╔══
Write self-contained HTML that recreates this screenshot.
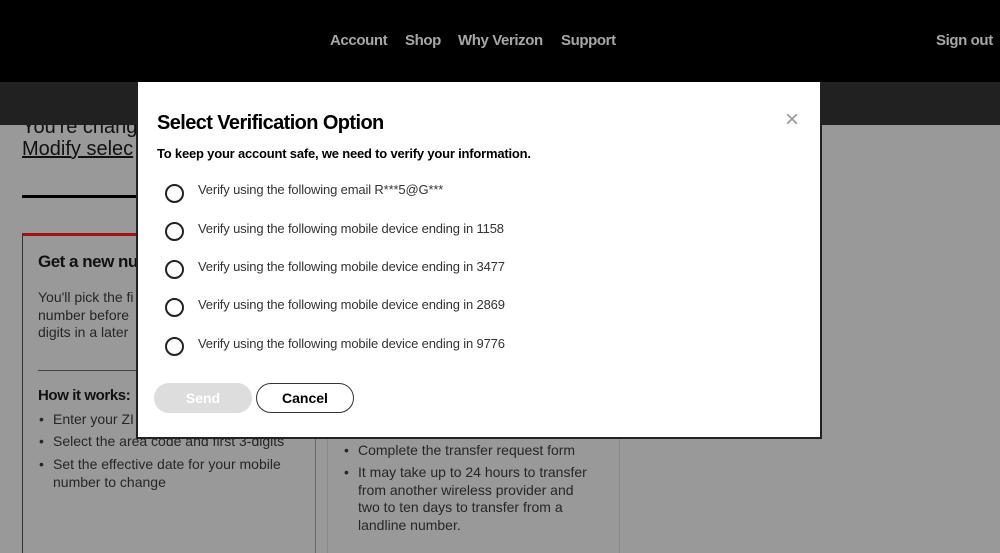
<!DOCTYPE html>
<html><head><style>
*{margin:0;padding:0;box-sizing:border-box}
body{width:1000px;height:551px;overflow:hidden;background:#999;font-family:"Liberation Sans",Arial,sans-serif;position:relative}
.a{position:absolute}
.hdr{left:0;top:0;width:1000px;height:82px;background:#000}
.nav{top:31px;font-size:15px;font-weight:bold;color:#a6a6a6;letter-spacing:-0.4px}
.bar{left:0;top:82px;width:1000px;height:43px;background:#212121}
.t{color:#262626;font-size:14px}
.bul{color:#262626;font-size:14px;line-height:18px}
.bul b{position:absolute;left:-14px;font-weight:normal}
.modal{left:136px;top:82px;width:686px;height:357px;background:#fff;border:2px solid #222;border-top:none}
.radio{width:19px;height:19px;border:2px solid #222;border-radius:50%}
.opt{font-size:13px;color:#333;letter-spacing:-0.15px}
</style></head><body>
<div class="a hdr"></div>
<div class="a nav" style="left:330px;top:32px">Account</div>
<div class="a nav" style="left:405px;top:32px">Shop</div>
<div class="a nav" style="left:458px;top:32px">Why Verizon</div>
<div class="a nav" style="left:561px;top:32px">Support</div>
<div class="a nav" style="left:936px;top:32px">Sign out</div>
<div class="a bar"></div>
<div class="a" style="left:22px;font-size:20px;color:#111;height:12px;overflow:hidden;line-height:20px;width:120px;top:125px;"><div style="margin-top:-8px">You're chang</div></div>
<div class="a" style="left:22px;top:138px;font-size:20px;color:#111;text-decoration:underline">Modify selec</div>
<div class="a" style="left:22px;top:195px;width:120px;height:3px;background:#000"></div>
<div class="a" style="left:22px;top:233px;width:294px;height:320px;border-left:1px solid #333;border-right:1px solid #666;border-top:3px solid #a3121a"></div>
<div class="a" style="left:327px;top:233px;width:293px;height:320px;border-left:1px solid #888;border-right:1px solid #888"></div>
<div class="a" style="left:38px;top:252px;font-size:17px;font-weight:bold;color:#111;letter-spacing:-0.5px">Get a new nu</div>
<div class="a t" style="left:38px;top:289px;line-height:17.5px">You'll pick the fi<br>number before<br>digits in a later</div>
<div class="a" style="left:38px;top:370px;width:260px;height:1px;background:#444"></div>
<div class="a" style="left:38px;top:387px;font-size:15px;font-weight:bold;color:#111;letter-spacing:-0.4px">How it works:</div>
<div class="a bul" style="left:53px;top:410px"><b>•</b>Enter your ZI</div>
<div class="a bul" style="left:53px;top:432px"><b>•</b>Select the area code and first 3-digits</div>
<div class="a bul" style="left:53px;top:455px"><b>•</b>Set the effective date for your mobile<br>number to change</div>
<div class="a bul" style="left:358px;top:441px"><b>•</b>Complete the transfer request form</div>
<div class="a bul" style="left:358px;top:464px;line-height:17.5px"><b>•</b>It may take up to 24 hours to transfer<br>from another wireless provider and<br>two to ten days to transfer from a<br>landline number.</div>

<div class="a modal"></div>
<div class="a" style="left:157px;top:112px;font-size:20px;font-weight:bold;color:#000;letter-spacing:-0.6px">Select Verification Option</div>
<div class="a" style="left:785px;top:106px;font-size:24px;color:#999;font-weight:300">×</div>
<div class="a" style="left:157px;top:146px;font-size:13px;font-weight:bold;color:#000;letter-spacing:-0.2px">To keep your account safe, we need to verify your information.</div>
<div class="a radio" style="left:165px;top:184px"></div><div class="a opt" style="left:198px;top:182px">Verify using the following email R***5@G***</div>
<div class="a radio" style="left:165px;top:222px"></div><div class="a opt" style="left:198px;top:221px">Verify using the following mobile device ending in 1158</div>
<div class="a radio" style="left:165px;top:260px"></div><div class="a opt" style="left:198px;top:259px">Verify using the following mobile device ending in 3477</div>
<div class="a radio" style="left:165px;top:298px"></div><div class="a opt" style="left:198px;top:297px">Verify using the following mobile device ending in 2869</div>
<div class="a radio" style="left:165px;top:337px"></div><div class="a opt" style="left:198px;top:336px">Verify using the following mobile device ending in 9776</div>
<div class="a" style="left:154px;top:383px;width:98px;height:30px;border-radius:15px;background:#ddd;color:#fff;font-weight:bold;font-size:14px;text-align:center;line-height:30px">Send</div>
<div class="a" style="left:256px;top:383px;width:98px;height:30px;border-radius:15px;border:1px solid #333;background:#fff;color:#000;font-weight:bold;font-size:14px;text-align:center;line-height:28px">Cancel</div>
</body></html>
╚══
• _Exercise instructions_:
Your copy of the data should match it exactly, except that pictures are left out.

• _Final result_:
Write self-contained HTML that recreates this screenshot.
<!DOCTYPE html>
<html><head><style>
*{margin:0;padding:0;box-sizing:border-box}
body{width:1000px;height:551px;overflow:hidden;background:#999;font-family:"Liberation Sans",Arial,sans-serif;position:relative}
.a{position:absolute}
.hdr{left:0;top:0;width:1000px;height:82px;background:#000}
.nav{top:31px;font-size:15px;font-weight:bold;color:#a6a6a6;letter-spacing:-0.4px}
.bar{left:0;top:82px;width:1000px;height:43px;background:#212121}
.t{color:#262626;font-size:14px}
.bul{color:#262626;font-size:14px;line-height:18px}
.bul b{position:absolute;left:-14px;font-weight:normal}
.modal{left:136px;top:82px;width:686px;height:357px;background:#fff;border:2px solid #222;border-top:none}
.radio{width:19px;height:19px;border:2px solid #222;border-radius:50%}
.opt{font-size:13px;color:#333;letter-spacing:-0.15px}
</style></head><body>
<div class="a hdr"></div>
<div class="a nav" style="left:330px;top:32px">Account</div>
<div class="a nav" style="left:405px;top:32px">Shop</div>
<div class="a nav" style="left:458px;top:32px">Why Verizon</div>
<div class="a nav" style="left:561px;top:32px">Support</div>
<div class="a nav" style="left:936px;top:32px">Sign out</div>
<div class="a bar"></div>
<div class="a" style="left:22px;font-size:20px;color:#111;height:12px;overflow:hidden;line-height:20px;width:120px;top:125px;"><div style="margin-top:-8px">You're chang</div></div>
<div class="a" style="left:22px;top:138px;font-size:20px;color:#111;text-decoration:underline">Modify selec</div>
<div class="a" style="left:22px;top:195px;width:120px;height:3px;background:#000"></div>
<div class="a" style="left:22px;top:233px;width:294px;height:320px;border-left:1px solid #333;border-right:1px solid #666;border-top:3px solid #a3121a"></div>
<div class="a" style="left:327px;top:233px;width:293px;height:320px;border-left:1px solid #888;border-right:1px solid #888"></div>
<div class="a" style="left:38px;top:252px;font-size:17px;font-weight:bold;color:#111;letter-spacing:-0.5px">Get a new nu</div>
<div class="a t" style="left:38px;top:289px;line-height:17.5px">You'll pick the fi<br>number before<br>digits in a later</div>
<div class="a" style="left:38px;top:370px;width:260px;height:1px;background:#444"></div>
<div class="a" style="left:38px;top:387px;font-size:15px;font-weight:bold;color:#111;letter-spacing:-0.4px">How it works:</div>
<div class="a bul" style="left:53px;top:410px"><b>•</b>Enter your ZI</div>
<div class="a bul" style="left:53px;top:432px"><b>•</b>Select the area code and first 3-digits</div>
<div class="a bul" style="left:53px;top:455px"><b>•</b>Set the effective date for your mobile<br>number to change</div>
<div class="a bul" style="left:358px;top:441px"><b>•</b>Complete the transfer request form</div>
<div class="a bul" style="left:358px;top:464px;line-height:17.5px"><b>•</b>It may take up to 24 hours to transfer<br>from another wireless provider and<br>two to ten days to transfer from a<br>landline number.</div>

<div class="a modal"></div>
<div class="a" style="left:157px;top:112px;font-size:20px;font-weight:bold;color:#000;letter-spacing:-0.6px">Select Verification Option</div>
<div class="a" style="left:785px;top:106px;font-size:24px;color:#999;font-weight:300">×</div>
<div class="a" style="left:157px;top:146px;font-size:13px;font-weight:bold;color:#000;letter-spacing:-0.2px">To keep your account safe, we need to verify your information.</div>
<div class="a radio" style="left:165px;top:184px"></div><div class="a opt" style="left:198px;top:182px">Verify using the following email R***5@G***</div>
<div class="a radio" style="left:165px;top:222px"></div><div class="a opt" style="left:198px;top:221px">Verify using the following mobile device ending in 1158</div>
<div class="a radio" style="left:165px;top:260px"></div><div class="a opt" style="left:198px;top:259px">Verify using the following mobile device ending in 3477</div>
<div class="a radio" style="left:165px;top:298px"></div><div class="a opt" style="left:198px;top:297px">Verify using the following mobile device ending in 2869</div>
<div class="a radio" style="left:165px;top:337px"></div><div class="a opt" style="left:198px;top:336px">Verify using the following mobile device ending in 9776</div>
<div class="a" style="left:154px;top:383px;width:98px;height:30px;border-radius:15px;background:#ddd;color:#fff;font-weight:bold;font-size:14px;text-align:center;line-height:30px">Send</div>
<div class="a" style="left:256px;top:383px;width:98px;height:30px;border-radius:15px;border:1px solid #333;background:#fff;color:#000;font-weight:bold;font-size:14px;text-align:center;line-height:28px">Cancel</div>
</body></html>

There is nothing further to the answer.